Allstate Insurance v. Santos
This text of 250 A.D.2d 634 (Allstate Insurance v. Santos) is published on Counsel Stack Legal Research, covering Appellate Division of the Supreme Court of the State of New York primary law. Counsel Stack provides free access to over 12 million legal documents including statutes, case law, regulations, and constitutions.
Opinion
—In an action for a judgment declaring, inter alia, that the plaintiff is relieved from any obligation to defend or indemnify the defendants Jacqueline M. Santos and Winston Royal in an action entitled Berger v Royal, pending in the Supreme Court, Kings County, under Index No. 33743-95, the defendant Jacqueline M. Santos appeals from an order of the Supreme Court, Kings County (Greenstein, J.), dated May 28, 1997, which granted the plaintiffs motion for summary judgment and to dismiss all of her counterclaims and denied her cross motion, inter alia, to dismiss the complaint.
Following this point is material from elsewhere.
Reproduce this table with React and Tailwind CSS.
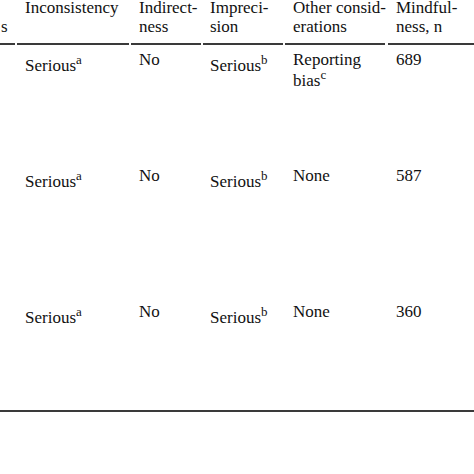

Ordered that the order is affirmed, with costs, and the matter is remitted to the Supreme Court, Kings County, for the entry of an appropriate judgment declaring that the plaintiff has no obligation to defend or indemnify the defendants Jacqueline M. Santos and Winston Royal in the action entitled Berger v Royal, pending in the Supreme Court, Kings County, under Index No. 33743-95 (supra).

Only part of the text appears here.